If so then I can see why trans people need the LGB community to assist in their fight for acceptance and equality.
Their numbers are so very, very small.
I’ve heard the quality of surgery for trans people in Thailand is better than in the US (surgeons are more experienced and plentiful there) and also a lot cheaper.
I’d recommend anyone wanting an op do their research on the surgeon and their experience (and to bear in mind that Thaliand or India may be a better, cheaper option).
Zoe Brain
@Daez:
ELECTIVE surgery? Here’s what the medical best practices say, the standards of care version 6:
In persons diagnosed with transsexualism or profound GID, sex reassignment surgery, along with hormone therapy and real-life experience, is a treatment that has proven to be effective. Such a therapeutic regimen, when prescribed or recommended by qualified practitioners, is medically indicated and medically necessary. Sex reassignment is not “experimental,” “investigational,” “elective,” “cosmetic,” or optional in any meaningful sense.
See where it says, emphasised, “not elective“?
As for Gender Identity being a “learned behaviour” – maybe this might explain, since you really are clueless here.
It’s the abstract from Sexual Hormones and the Brain: An Essential Alliance for Sexual Identity and Sexual Orientation Garcia-Falgueras A, Swaab DF Endocr Dev. 2010;17:22-35
See the last line? Gender Identity is no more a “learned begaviour” than sexual orientation is.

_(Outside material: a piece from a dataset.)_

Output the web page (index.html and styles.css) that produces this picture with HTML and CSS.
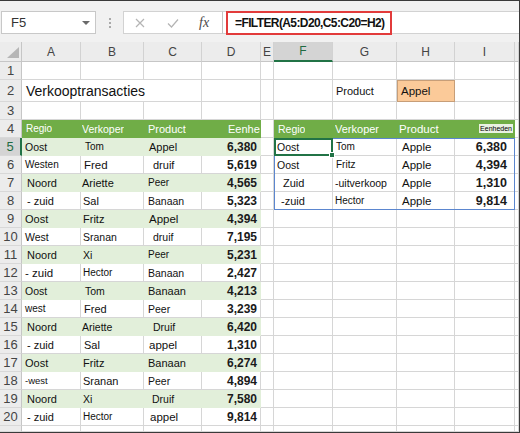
FILE: index.html
```html
<!DOCTYPE html>
<html lang="nl">
<head>
    <meta charset="UTF-8">
    <meta name="viewport" content="width=device-width, initial-scale=1.0">
    <title>FILTER - Verkooptransacties</title>
    <link rel="stylesheet" href="styles.css">
</head>
<body>
    <div class="window">
        <div class="formula-bar">
            <div class="name-box"><span>F5</span><span class="arrow"></span></div>
            <div class="grip"><i></i><i></i><i></i></div>
            <div class="fx-tools">
                <svg class="tool-cancel" width="10" height="10" viewBox="0 0 10 10"><path d="M1 1 L9 9 M9 1 L1 9" stroke="#b4b4b4" stroke-width="1.2" fill="none"/></svg>
                <svg class="tool-enter" width="12" height="10" viewBox="0 0 12 10"><path d="M1 5.5 L4.5 9 L11 1.5" stroke="#b4b4b4" stroke-width="1.2" fill="none"/></svg>
                <span class="fx">fx</span>
            </div>
            <div class="formula">
                <span class="formula-text">=FILTER(A5:D20,C5:C20=H2)</span>
            </div>
        </div>

        <div class="sheet" id="sheet">
            <div class="spill"></div>
            <div class="selection"><span class="handle"></span></div>
        </div>
    </div>

    <script>
        const sheet = document.getElementById('sheet');
        const cols = ['A', 'B', 'C', 'D', 'E', 'F', 'G', 'H', 'I', 'J'];
        const cells = {};

        // [tekst, lettergrootte, inspringing] ... eenheden
        const sales = [
            [['Oost', 10.5, 3], ['Tom', 10, 4], ['Appel', 11, 5], '6,380'],
            [['Westen', 10, 3], ['Fred', 11.5, 3], ['druif', 11, 9], '5,619'],
            [['Noord', 11, 5], ['Ariette', 11, 1], ['Peer', 10, 4], '4,565'],
            [['- zuid', 11, 5], ['Sal', 11, 2], ['Banaan', 10.5, 4], '5,323'],
            [['Oost', 11, 3], ['Fritz', 11, 2], ['Appel', 11.5, 5], '4,394'],
            [['West', 10.5, 3], ['Sranan', 10.5, 2], ['druif', 10.5, 9], '7,195'],
            [['Noord', 11, 5], ['Xi', 10.5, 2], ['Peer', 10, 4], '5,231'],
            [['- zuid', 11.5, 3], ['Hector', 10, 2], ['Banaan', 10.5, 4], '2,427'],
            [['Oost', 10.5, 3], ['Tom', 10.5, 4], ['Banaan', 11, 4], '4,213'],
            [['west', 10, 3], ['Fred', 11, 3], ['Peer', 10.5, 4], '3,239'],
            [['Noord', 11, 5], ['Ariette', 10.5, 1], ['Druif', 10.5, 9], '6,420'],
            [['- zuid', 11, 5], ['Sal', 11, 3], ['appel', 11.5, 5], '1,310'],
            [['Oost', 11, 3], ['Fritz', 11, 2], ['Banaan', 11, 4], '6,274'],
            [['-west', 9.5, 3], ['Sranan', 11, 2], ['Peer', 10.5, 4], '4,894'],
            [['Noord', 11, 5], ['Xi', 10.5, 2], ['Druif', 10.5, 8], '7,580'],
            [['- zuid', 11, 5], ['Hector', 10, 2], ['appel', 11.5, 6], '9,814']
        ];

        const result = [
            [['Oost', 10.5, 3], ['Tom', 10, 3], ['Apple', 11.5, 5], '6,380'],
            [['Oost', 10.5, 3], ['Fritz', 10, 3], ['Apple', 11.5, 5], '4,394'],
            [['Zuid', 11, 9], ['-uitverkoop', 10.5, 2], ['Apple', 11.5, 5], '1,310'],
            [['-zuid', 11, 7], ['Hector', 10, 2], ['Apple', 11.5, 5], '9,814']
        ];

        cells.A2 = { text: 'Verkooptransacties', cls: 'title', pad: 4, span: 3 };
        cells.G2 = { text: 'Product', size: 11, pad: 3 };
        cells.H2 = { text: 'Appel', size: 11.5, pad: 3, cls: 'criteria' };

        [['Regio', 10, 4], ['Verkoper', 10.5, 1], ['Product', 11, 4], ['Eenheden', 11, 26]].forEach((h, i) => {
            cells[cols[i] + 4] = { text: h[0], size: h[1], pad: h[2], cls: 'head' };
        });
        [['Regio', 10.5, 4], ['Verkoper', 11, 2], ['Product', 11.5, 2]].forEach((h, i) => {
            cells[cols[i + 5] + 4] = { text: h[0], size: h[1], pad: h[2], cls: 'head' };
        });
        cells.I4 = { text: 'Eenheden', cls: 'head tag' };

        sales.forEach((row, i) => {
            const r = i + 5;
            const band = r % 2 === 1 ? 'band' : '';
            row.slice(0, 3).forEach((c, j) => {
                cells[cols[j] + r] = { text: c[0], size: c[1], pad: c[2], cls: band };
            });
            cells['D' + r] = { text: row[3], cls: 'num ' + band };
        });

        result.forEach((row, i) => {
            const r = i + 5;
            row.slice(0, 3).forEach((c, j) => {
                cells[cols[j + 5] + r] = { text: c[0], size: c[1], pad: c[2] };
            });
            cells['I' + r] = { text: row[3], cls: 'num wide' };
        });

        function add(cls, text, row, col) {
            const el = document.createElement('div');
            el.className = cls;
            el.style.gridRow = row;
            el.style.gridColumn = col;
            if (text !== undefined && text !== '') {
                const span = document.createElement('span');
                span.textContent = text;
                el.appendChild(span);
            }
            sheet.appendChild(el);
            return el;
        }

        add('corner', '', 1, 1);
        cols.forEach((c, i) => {
            add('colhead' + (c === 'F' ? ' active' : ''), c === 'J' ? '' : c, 1, i + 2);
        });

        for (let r = 1; r <= 21; r++) {
            add('rowhead' + (r === 5 ? ' active' : ''), r < 21 ? String(r) : '', r + 1, 1);
            for (let i = 0; i < cols.length; i++) {
                const c = cells[cols[i] + r];
                if (!c) {
                    add('cell', '', r + 1, i + 2);
                    continue;
                }
                const span = c.span || 1;
                const el = add('cell ' + (c.cls || ''), c.text, r + 1, (i + 2) + ' / span ' + span);
                if (c.size) el.style.fontSize = c.size + 'px';
                if (c.pad) el.style.paddingLeft = c.pad + 'px';
                i += span - 1;
            }
        }

        // overlays komen als laatste zodat ze boven de cellen liggen
        sheet.appendChild(document.querySelector('.spill'));
        sheet.appendChild(document.querySelector('.selection'));
    </script>
</body>
</html>
```

FILE: styles.css
```css
* {
    box-sizing: border-box;
}

body {
    margin: 0;
    background-color: #fff;
    font-family: "Liberation Sans", Arial, sans-serif;
}

.window {
    width: 520px;
    height: 433px;
    border: 1px solid #3a3a3a;
    border-left: 0;
    background-color: #f1f1f1;
    display: flex;
    flex-direction: column;
    overflow: hidden;
}

/* formulebalk */
.formula-bar {
    height: 41px;
    flex-shrink: 0;
    display: flex;
    align-items: flex-start;
    padding: 10px 0 0 1px;
}

.name-box {
    width: 95px;
    height: 23px;
    background-color: #fff;
    border: 1px solid #c8c8c8;
    display: flex;
    align-items: center;
    justify-content: space-between;
    padding: 0 5px 0 9px;
    font-size: 13px;
    color: #333;
}

.name-box .arrow {
    border-left: 4px solid transparent;
    border-right: 4px solid transparent;
    border-top: 4px solid #6a6a6a;
}

.grip {
    width: 27px;
    height: 23px;
    display: flex;
    flex-direction: column;
    align-items: center;
    justify-content: center;
    gap: 2px;
}

.grip i {
    width: 2px;
    height: 2px;
    background-color: #a9a9a9;
}

.fx-tools {
    width: 100px;
    height: 23px;
    background-color: #fff;
    border: 1px solid #d2d2d2;
    border-right-color: #c4c4c4;
    display: flex;
    align-items: center;
}

.tool-cancel {
    margin-left: 11px;
}

.tool-enter {
    margin-left: 22px;
}

.fx {
    margin-left: 20px;
    font-family: "Liberation Serif", serif;
    font-style: italic;
    font-size: 14px;
    color: #4a4a4a;
}

.formula {
    flex: 1;
    height: 23px;
    background-color: #fff;
    border: 1px solid #d2d2d2;
    border-left: 0;
    border-right: 0;
    padding-left: 3px;
}

.formula-text {
    display: inline-flex;
    align-items: center;
    width: 166px;
    height: 24px;
    margin-top: -1px;
    padding-left: 7px;
    border: 2px solid #e23b3b;
    font-weight: bold;
    font-size: 12px;
    letter-spacing: -0.6px;
    color: #111;
}

/* werkblad */
.sheet {
    flex: 1;
    display: grid;
    grid-template-columns: 22px 59px 63px 58px 59px 13px 59px 64px 58px 60px 1fr;
    grid-template-rows: 20px 18px 22px repeat(18, 18px) 1fr;
    background-color: #fff;
    overflow: hidden;
}

.corner,
.colhead,
.rowhead {
    background-color: #ececec;
    color: #444;
    display: flex;
    align-items: center;
    justify-content: center;
}

.corner {
    position: relative;
    border-right: 1px solid #c6c6c6;
    border-bottom: 1px solid #c6c6c6;
}

.corner::after {
    content: "";
    position: absolute;
    right: 2px;
    bottom: 3px;
    border-left: 12px solid transparent;
    border-bottom: 11px solid #b6b6b6;
}

.colhead {
    font-size: 12px;
    border-right: 1px solid #d2d2d2;
    border-bottom: 1px solid #c6c6c6;
}

.rowhead {
    font-size: 13px;
    border-right: 1px solid #c6c6c6;
    border-bottom: 1px solid #d8d8d8;
}

.colhead.active {
    background-color: #d4d4d4;
    color: #1f6b42;
    border-bottom: 2px solid #217346;
}

.rowhead.active {
    background-color: #d4d4d4;
    color: #1f6b42;
    border-right: 2px solid #217346;
}

.cell {
    min-width: 0;
    display: flex;
    align-items: center;
    white-space: nowrap;
    border-right: 1px solid #d6d6d6;
    border-bottom: 1px solid #d6d6d6;
    font-size: 11px;
    color: #111;
}

.cell.title {
    font-size: 14px;
}

.cell.criteria {
    background-color: #fbca99;
    border: 1px solid #c79e78;
}

.cell.head {
    background-color: #70ad47;
    border-color: #70ad47;
    color: #fff;
}

.cell.head span {
    overflow: hidden;
}

.cell.band {
    background-color: #e2efda;
    border-color: #e2efda;
}

.cell.num {
    justify-content: flex-end;
    padding-right: 3px;
    font-size: 12px;
    font-weight: bold;
    color: #1a1a1a;
}

.cell.num.wide {
    padding-right: 7px;
    font-size: 12.5px;
}

.cell.tag {
    justify-content: flex-end;
    padding-right: 1px;
}

.cell.tag span {
    background-color: #e9f1e3;
    color: #000;
    font-size: 7px;
    line-height: 9px;
    padding: 0 1px;
}

/* overgelopen resultaat en actieve cel */
.spill {
    grid-row: 6 / 10;
    grid-column: 7 / 11;
    border: 1px solid #5b86cf;
    pointer-events: none;
}

.selection {
    grid-row: 6;
    grid-column: 7;
    position: relative;
    border: 2px solid #217346;
    pointer-events: none;
}

.selection .handle {
    position: absolute;
    right: -4px;
    bottom: -4px;
    width: 6px;
    height: 6px;
    background-color: #217346;
    border: 1px solid #fff;
}
```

The question now arises – why do you say such things? Are you just plain ignorant? Bigoted, so saying “don’t confuse me with the facts”? Or being paid to do this by the AFA or another hate group?

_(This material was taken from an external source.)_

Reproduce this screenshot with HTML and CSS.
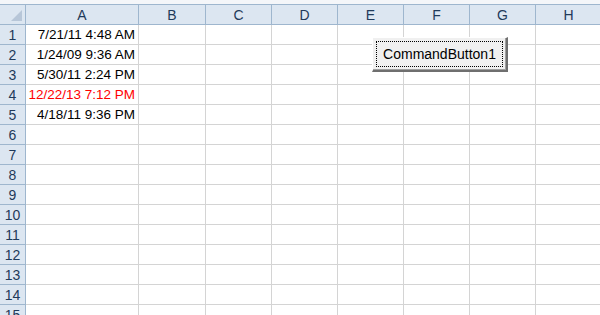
FILE: index.html
```
<!DOCTYPE html>
<html lang="en">
<head>
    <meta charset="UTF-8">
    <title>Sheet1</title>
    <link rel="stylesheet" href="styles.css">
</head>
<body>

<div class="sheet">
    <div class="top-strip"></div>
    <table class="grid">
        <colgroup>
            <col class="col-row">
            <col class="col-a">
            <col class="col-b">
            <col class="col-n">
            <col class="col-n">
            <col class="col-n">
            <col class="col-n">
            <col class="col-n">
            <col class="col-n">
        </colgroup>
        <thead>
            <tr>
                <th class="corner"><span class="corner-mark"></span></th>
                <th>A</th><th>B</th><th>C</th><th>D</th><th>E</th><th>F</th><th>G</th><th>H</th>
            </tr>
        </thead>
        <tbody id="rows"></tbody>
    </table>

    <!-- ActiveX button floating over the cells -->
    <button class="cmd-button"><span class="focus-box">CommandButton1</span></button>
</div>

<script>
    const values = ['7/21/11 4:48 AM', '1/24/09 9:36 AM', '5/30/11 2:24 PM', '12/22/13 7:12 PM', '4/18/11 9:36 PM'];
    const tbody = document.getElementById('rows');

    for (let i = 1; i <= 15; i++) {
        const tr = document.createElement('tr');
        let html = `<th class="row-head">${i}</th>`;
        const val = values[i - 1] || '';
        html += `<td class="num${i === 4 ? ' red' : ''}">${val}</td>`;
        for (let c = 0; c < 7; c++) html += '<td></td>';
        tr.innerHTML = html;
        tbody.appendChild(tr);
    }
</script>

</body>
</html>
```

FILE: styles.css
```
/* Sheet */
body {
    margin: 0;
    padding: 0;
    background-color: #ffffff;
    font-family: "Liberation Sans", Arial, sans-serif;
    overflow: hidden;
}
.sheet {
    position: relative;
    width: 600px;
    height: 315px;
    overflow: hidden;
}
.top-strip {
    height: 4px;
    background-color: #f4f6f9;
    border-bottom: 1px solid #9eb6ce;
}
.grid {
    table-layout: fixed;
    border-collapse: separate;
    border-spacing: 0;
    width: 601px;
}
.col-row { width: 26px; }
.col-a { width: 113px; }
.col-b { width: 67px; }
.col-n { width: 66px; }

.grid th,
.grid td {
    box-sizing: border-box;
    height: 20px;
    padding: 0;
    border-right: 1px solid #d4d4d4;
    border-bottom: 1px solid #d4d4d4;
    font-size: 14px;
    white-space: nowrap;
    overflow: hidden;
}

/* Headers */
.grid thead th {
    background-color: #dce6f1;
    border-right-color: #9eb6ce;
    border-bottom-color: #9eb6ce;
    color: #1f3a5a;
    font-weight: normal;
    text-align: center;
}
.grid .corner {
    position: relative;
}
.corner-mark {
    position: absolute;
    right: 3px;
    bottom: 3px;
    width: 0;
    height: 0;
    border-left: 11px solid transparent;
    border-bottom: 11px solid #b7c6d8;
}
.grid .row-head {
    background-color: #dce6f1;
    border-right-color: #9eb6ce;
    border-bottom-color: #9eb6ce;
    color: #1f3a5a;
    font-weight: normal;
    text-align: center;
}

/* Cells */
.grid .num {
    text-align: right;
    padding-right: 3px;
    font-size: 13.5px;
    color: #000;
}
.grid .red {
    color: #ff0000;
}

/* Command button */
.cmd-button {
    position: absolute;
    left: 372px;
    top: 37px;
    width: 136px;
    height: 35px;
    padding: 3px;
    box-sizing: border-box;
    background-color: #f0f0f0;
    border: none;
    border-top: 1px solid #ffffff;
    border-left: 1px solid #ffffff;
    border-right: 2px solid #6f6f6f;
    border-bottom: 2px solid #6f6f6f;
    box-shadow: inset -1px -1px 0 #a0a0a0;
    font-family: "Liberation Sans", Arial, sans-serif;
    font-size: 14px;
    color: #000;
    cursor: pointer;
}
.focus-box {
    display: flex;
    justify-content: center;
    align-items: center;
    height: 100%;
    border: 1px dotted #000;
    box-sizing: border-box;
}
```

When it comes to other body modification – facial feminising surgery, augmentation mammoplasty and so on, there’s a good case for calling it preventative medicine. It reduces the chances of fractured skulls, bullet wounds, evisceration, 3rd degree burns etc. Certainly it saves money from treating such illnesses, though not everyone requires it.
mike128
I support the coverage of trans issues on this blog. And I support access to affordable and safe surgical procedures for trans people. Trans people only go to these kinds of providers because other options are not available.
the crustybastard
@John:
Not to sound rude, but fuck you.
Riker
@Nice Sean: Sure, I’d love to help them. I’ll give them everything I can.
What I won’t do, though, is sacrifice my own goals for theirs.
missanthrope
@Riker:
No one has asked that of you except for our collective political enemies (republicans, christians and bigots). They’re the ones who are asking people who are saying that trans rights are “a step too far” and be jettisoned for votes or acceptance of cis gay people. Divide and conquer is their strategy, don’t let it work. Rights are not a zero-sum game.
Riker
@missanthrope: If the trans community hadn’t been so aggressive and insistent, we would have had ENDA by now. Trans activists tried to rain on our parade in New York by criticizing us for not devoting resources to passing GENDA instead of the Marriage Equality Act.
Everytime we both want something, they seem to demand that we put their needs above our own. While I do wholeheartedly support their right to equality under the law, I won’t put my own equality in jeapordy for them.
Reality Check
Commenter Zoe Brain, above, hates gay people and says homosexuality “should be discouraged”.
On his blog he said two gay men getting married makes him -sorry, “her” – want to puke.
Sweetbrandigirl2004
@Zoe Brain: Do you see were it say’s “transsexualism” ? The standards of care are intended for Transsexuals NOT Transgender wannabes who self diagnosis and self medicate. EVERYONE needs to make sure they are clear in when they talk about Trans” people that they distinguish between whom they are referring as there are HUGE differences between Transsexuals AND Transgender.
Carson
Finally. Great post, Villarreal. You did a great job with this post and bringing attention to this problem. And for all the LGB people bashing T people, FUCK OFF. No, I’m not trans. Just not an ignorant narcissistic bastard.